21 March 2022
A new paper from the ICC World Chambers Federation Certificate of Origin Council calls on all economies negotiating Preferential Free Trade Agreements (FTAs) to ensure that the Rules of Origin Chapter provisions include an equivalent multi system. The measure would allow traders to choose between third party certified origin and self-declared origin statement methods when satisfying their preferential origin data.
The ICC WCF CO Council Recommendation – Dual system paper, noted and reviewed by the ICC Global Customs and Trade Facilitation Commission, recommends dual systems to ensure legal security for business, safeguard data quality, and promote harmonisation which reduces costs for traders and governments.
In recent decades, the proliferation of FTAs and the different requirements for evidencing origin have over-complicated the system, creating inefficiencies for both regulators and traders, particularly small- and medium-sized enterprises (SMEs). It is now time to harmonise and standardise the available systems to reduce costs and improve efficiency.
With more than 400 free or preferential trade agreements in force around the world, each agreement can indeed be extremely specific on many levels, particularly when it comes to determining origin to claim a tariff preference. In that respect, third party certified origin and self-declared origin statements have both developed and been tested in many of these agreements. Both methods should however not be seen as competing processes, but as two viable options which the commercial parties can choose from according to their needs and risk profile.
ICC World Chambers Federation International CO Council is urging all economies negotiating FTAs to ensure that the Rules of Origin Chapter provisions include an equivalent multi system that would give traders a choice between the two methods when satisfying the data provisions for meeting the preferential origin criteria; namely, electronic or documentary Certificates of Origin certified by an authorised third-party, or self-declared statements of origin supported by a high quality ‘trust’ ecosystem.
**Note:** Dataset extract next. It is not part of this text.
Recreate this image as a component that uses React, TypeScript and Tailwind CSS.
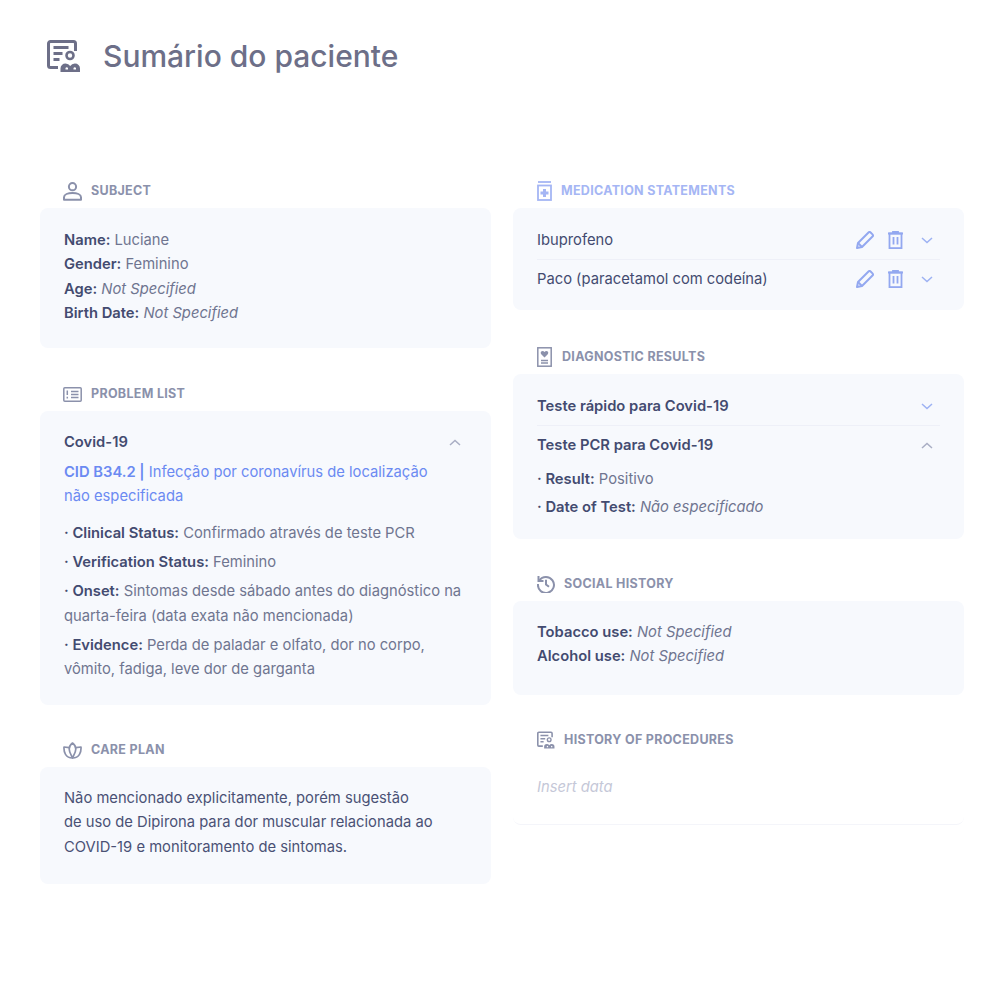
import React from 'react';

const font = { fontFamily: 'Inter, sans-serif' };

function ProceduresIcon({ className }: { className: string }) {
  return (
    <svg viewBox="0 0 34 32" fill="none" className={className}>
      <path d="M11 27.500H3.500A2 2 0 0 1 1.500 25.500V3.500A2 2 0 0 1 3.500 1.500h23A2 2 0 0 1 28.500 3.500V11" stroke="currentColor" strokeWidth="3" />
      <path d="M6.500 7.500h15M6.500 13.500h9M6.500 19.500h6" stroke="currentColor" strokeWidth="2.800" />
      <circle cx="23" cy="15.500" r="3.500" stroke="currentColor" strokeWidth="2.600" />
      <path d="M13.500 32v-3.500a5 5 0 0 1 5-5 5.500 5.500 0 0 1 4.700 2.500 5.500 5.500 0 0 1 4.800-2.500 5 5 0 0 1 5 5V32z" fill="currentColor" />
      <path d="M18.500 29.500v-1.500a1.500 1.500 0 0 1 2.500 0v1.500zM26.500 29.500v-1.500a1.500 1.500 0 0 1 2.500 0v1.500z" fill="white" />
    </svg>
  );
}

function PersonIcon() {
  return (
    <svg viewBox="0 0 19 19" fill="none" stroke="currentColor" strokeWidth="2" className="w-[19px] h-[19px]">
      <circle cx="9.500" cy="4.700" r="3.600" />
      <path d="M1 17.800v-2.600C1 12.500 5 11 9.500 11s8.500 1.500 8.500 4.200v2.600z" strokeLinejoin="round" />
    </svg>
  );
}

function ListIcon() {
  return (
    <svg viewBox="0 0 19 15" fill="none" stroke="currentColor" strokeWidth="1.500" className="w-[19px] h-[15px]">
      <rect x="0.800" y="0.800" width="17.400" height="13.400" rx="1" />
      <path d="M4.300 3.500v4.500M4.300 9.800v1.700M8 4.500h7.500M8 7.500h7.500M8 10.500h7.500" />
    </svg>
  );
}

function LotusIcon() {
  return (
    <svg viewBox="0 0 19 17" fill="none" stroke="currentColor" strokeWidth="1.700" strokeLinejoin="round" className="w-[19px] h-[17px]">
      <path d="M9.500 1c2.400 1.800 3.300 3.800 3.300 6 0 3-1.400 5-3.300 9-1.900-4-3.300-6-3.300-9 0-2.200.9-4.200 3.300-6z" />
      <path d="M6.200 5.700 1 5c-.3 5 1.500 11 8.500 11S18.300 10 18 5l-5.200.7" />
    </svg>
  );
}

function BottleIcon() {
  return (
    <svg viewBox="0 0 15 20" className="w-[15px] h-5" fill="none" stroke="currentColor">
      <path d="M1 1h13" strokeWidth="1.800" />
      <rect x="1" y="4.500" width="13" height="14.500" strokeWidth="1.800" />
      <path d="M7.500 8v8M3.500 12h8" strokeWidth="3" />
    </svg>
  );
}

function ReportIcon() {
  return (
    <svg viewBox="0 0 15 20" className="w-[15px] h-5" fill="none" stroke="currentColor">
      <rect x="0.800" y="0.800" width="13.400" height="18.400" strokeWidth="1.500" />
      <path d="M7.500 10.500 4 7c-1.300-2.500 2-4 3.500-2 1.500-2 4.800-.5 3.500 2z" fill="currentColor" stroke="none" />
      <path d="M4 13.500h7M4 16h7" strokeWidth="1.300" />
    </svg>
  );
}

function HistoryIcon() {
  return (
    <svg viewBox="0 0 18 18" fill="none" stroke="currentColor" strokeWidth="2" className="w-[18px] h-[18px]">
      <path d="M2.300 5.500A8 8 0 1 1 1 9" />
      <path d="M1.500 1v5h5" />
      <path d="M9 4.800V9.500l3 2.300" />
    </svg>
  );
}

function PencilIcon() {
  return (
    <svg viewBox="0 0 18 18" fill="none" stroke="#93a8f0" strokeWidth="2" strokeLinejoin="round" className="w-[18px] h-[18px]">
      <path d="M1 17l1-5L12.500 1.500a1.500 1.500 0 0 1 2.100 0l1.900 1.900a1.500 1.500 0 0 1 0 2.100L6 16z" />
      <path d="M2 12l4 4" />
    </svg>
  );
}

function TrashIcon() {
  return (
    <svg viewBox="0 0 15 18" fill="none" stroke="#93a8f0" strokeWidth="1.800" className="w-[15px] h-[18px]">
      <path d="M0 2.500h15M5 2.500V.8h5v1.700" />
      <rect x="1.500" y="2.500" width="12" height="14.600" />
      <path d="M5.500 6v7.500M9.500 6v7.500" />
    </svg>
  );
}

function Chevron({ up }: { up?: boolean }) {
  return (
    <svg viewBox="0 0 12 7" fill="none" stroke={up ? '#a9aec4' : '#9db2f3'} strokeWidth="1.500" className="w-3 h-[7px]">
      <path d={up ? 'M1 6l5-4.500L11 6' : 'M1 1l5 4.500L11 1'} />
    </svg>
  );
}

function Section({ icon, title, accent, rowClass, children }: { icon: React.ReactNode; title: string; accent?: boolean; rowClass: string; children: React.ReactNode }) {
  return (
    <section>
      <div className={`flex items-center h-6 mb-[6px] pt-[2px] ${rowClass} ${accent ? 'text-[#a5b6f4]' : 'text-[#8b91ab]'}`}>
        {icon}
        <h2 className="text-[12.500px] font-bold uppercase tracking-[0.3px]">{title}</h2>
      </div>
      {children}
    </section>
  );
}

const card = 'rounded-lg bg-[#f7f9fd] px-6 text-[14.750px] leading-[24.400px] text-[#6f7590]';

function L({ children }: { children: React.ReactNode }) {
  return <strong className="font-semibold text-[#434b70]">{children}</strong>;
}

function Row({ name, bold, up, actions }: { name: string; bold?: boolean; up?: boolean; actions?: boolean }) {
  return (
    <div className="flex items-center justify-between h-[38px]">
      <span className={bold ? 'font-semibold text-[#434b70]' : 'text-[#434b70]'}>{name}</span>
      <div className="flex items-center pr-[7px]">
        {actions && <PencilIcon />}
        {actions && <span className="ml-[14px] mr-[18px] flex"><TrashIcon /></span>}
        <Chevron up={up} />
      </div>
    </div>
  );
}

export default function App() {
  return (
    <div className="w-[1000px] h-[1000px] bg-white overflow-hidden" style={font}>
      <header className="flex items-center h-[112px] pl-[47px] text-[#6d6f88]">
        <ProceduresIcon className="w-[34px] h-8" />
        <h1 className="ml-[22px] text-[30px] font-medium">Sumário do paciente</h1>
      </header>
      <main className="grid grid-cols-[451px_451px] gap-x-[22px] pl-10 pt-[66px]">
        <div className="flex flex-col">
          <Section icon={<PersonIcon />} title="Subject" rowClass="pl-[23px] gap-[9px]">
            <div className={`${card} h-[140px] pt-[20px]`}>
              <p><L>Name:</L> Luciane</p>
              <p><L>Gender:</L> Feminino</p>
              <p><L>Age:</L> <em>Not Specified</em></p>
              <p><L>Birth Date:</L> <em>Not Specified</em></p>
            </div>
          </Section>
          <div className="mt-[33px]">
            <Section icon={<ListIcon />} title="Problem List" rowClass="pl-[23px] gap-[9px]">
              <div className={`${card} h-[294px] pt-[19px]`}>
                <div className="flex items-center justify-between pr-[6px]">
                  <L>Covid-19</L>
                  <Chevron up />
                </div>
                <p className="text-[#6b8af2] mt-[6px] leading-[24px]"><b className="font-semibold">CID B34.2 |</b> Infecção por coronavírus de localização<br />não especificada</p>
                <ul className="mt-[13px] flex flex-col gap-[4.500px]">
                  <li><L>· Clinical Status:</L> Confirmado através de teste PCR</li>
                  <li><L>· Verification Status:</L> Feminino</li>
                  <li><L>· Onset:</L> Sintomas desde sábado antes do diagnóstico na<br />quarta-feira (data exata não mencionada)</li>
                  <li><L>· Evidence:</L> Perda de paladar e olfato, dor no corpo,<br />vômito, fadiga, leve dor de garganta</li>
                </ul>
              </div>
            </Section>
          </div>
          <div className="mt-[32px]">
            <Section icon={<LotusIcon />} title="Care Plan" rowClass="pl-[23px] gap-[9px]">
              <div className={`${card} h-[117px] pt-[19px] !text-[#4a5175]`}>
                <p>Não mencionado explicitamente, porém sugestão<br />de uso de Dipirona para dor muscular relacionada ao<br />COVID-19 e monitoramento de sintomas.</p>
              </div>
            </Section>
          </div>
        </div>
        <div className="flex flex-col">
          <Section icon={<BottleIcon />} title="Medication Statements" accent rowClass="pl-6 gap-[9px]">
            <div className={`${card} h-[102px] pt-[13px]`}>
              <Row name="Ibuprofeno" actions />
              <div className="border-t border-[#eef0f8]">
                <Row name="Paco (paracetamol com codeína)" actions />
              </div>
            </div>
          </Section>
          <div className="mt-[34px]">
            <Section icon={<ReportIcon />} title="Diagnostic Results" rowClass="pl-6 gap-[10px]">
              <div className={`${card} h-[165px] pt-[13px]`}>
                <Row name="Teste rápido para Covid-19" bold />
                <div className="border-t border-[#eef0f8]">
                  <Row name="Teste PCR para Covid-19" bold up />
                </div>
                <ul className="mt-[3px] flex flex-col gap-1">
                  <li><L>· Result:</L> Positivo</li>
                  <li><L>· Date of Test:</L> <em>Não especificado</em></li>
                </ul>
              </div>
            </Section>
          </div>
          <div className="mt-8">
            <Section icon={<HistoryIcon />} title="Social History" rowClass="pl-6 gap-[9px]">
              <div className={`${card} h-[94px] pt-[19px]`}>
                <p><L>Tobacco use:</L> <em>Not Specified</em></p>
                <p><L>Alcohol use:</L> <em>Not Specified</em></p>
              </div>
            </Section>
          </div>
          <div className="mt-8">
            <Section icon={<ProceduresIcon className="w-[18px] h-[18px]" />} title="History of Procedures" rowClass="pl-6 gap-[9px]">
              <div className="h-[68px] rounded-lg border-b border-[#f4f5fa] px-6 pt-[18px] text-[14.750px] leading-[24.400px] italic text-[#c5c8d8]">
                Insert data
              </div>
            </Section>
          </div>
        </div>
      </main>
    </div>
  );
}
The inclusion of this multi system will ensure that traders always have access to harmonised data-sharing across multilateral trade and diverse economies and FTAs. This will facilitate international trade, support data accuracy and integrity, ensure traceability of digitalised COs, reduce financial risk and fraud, and enhance a reliable and trustful ecosystem for export supply chain partners, such as exporters, importers, customs, authorised certification bodies, regulators, and governments.
Particularly beneficial to SMEs, such multi systems will also help promote legal security for business, safeguard data quality and reduce trade costs for traders and Governments alike.
“The proliferation of different origin rules in bilateral trade agreements creates an enormous challenge for small businesses looking to tap new market opportunities. We hope this new paper will help stimulate debate on how the use of common-sense systems could help more SMEs take advantage of preferential trade agreements” said Andrew Wilson, ICC Global Policy Director.
“Through its CO Council, ICC WCF hopes to contribute towards the harmonisation of rules of origin and the issuing process of COs. It is our role to address a problem faced by many SMEs who cannot easily navigate self-certification systems. The core objective of the paper is to advocate for multi-tier systems for origin in preferential trade agreements and to give the choice of two methods to exporters. We do hope these recommendations would be a valuable input for businesses as well as for Customs authorities,” said Martin Van der Weide, Chair of ICC WCF International CO Council.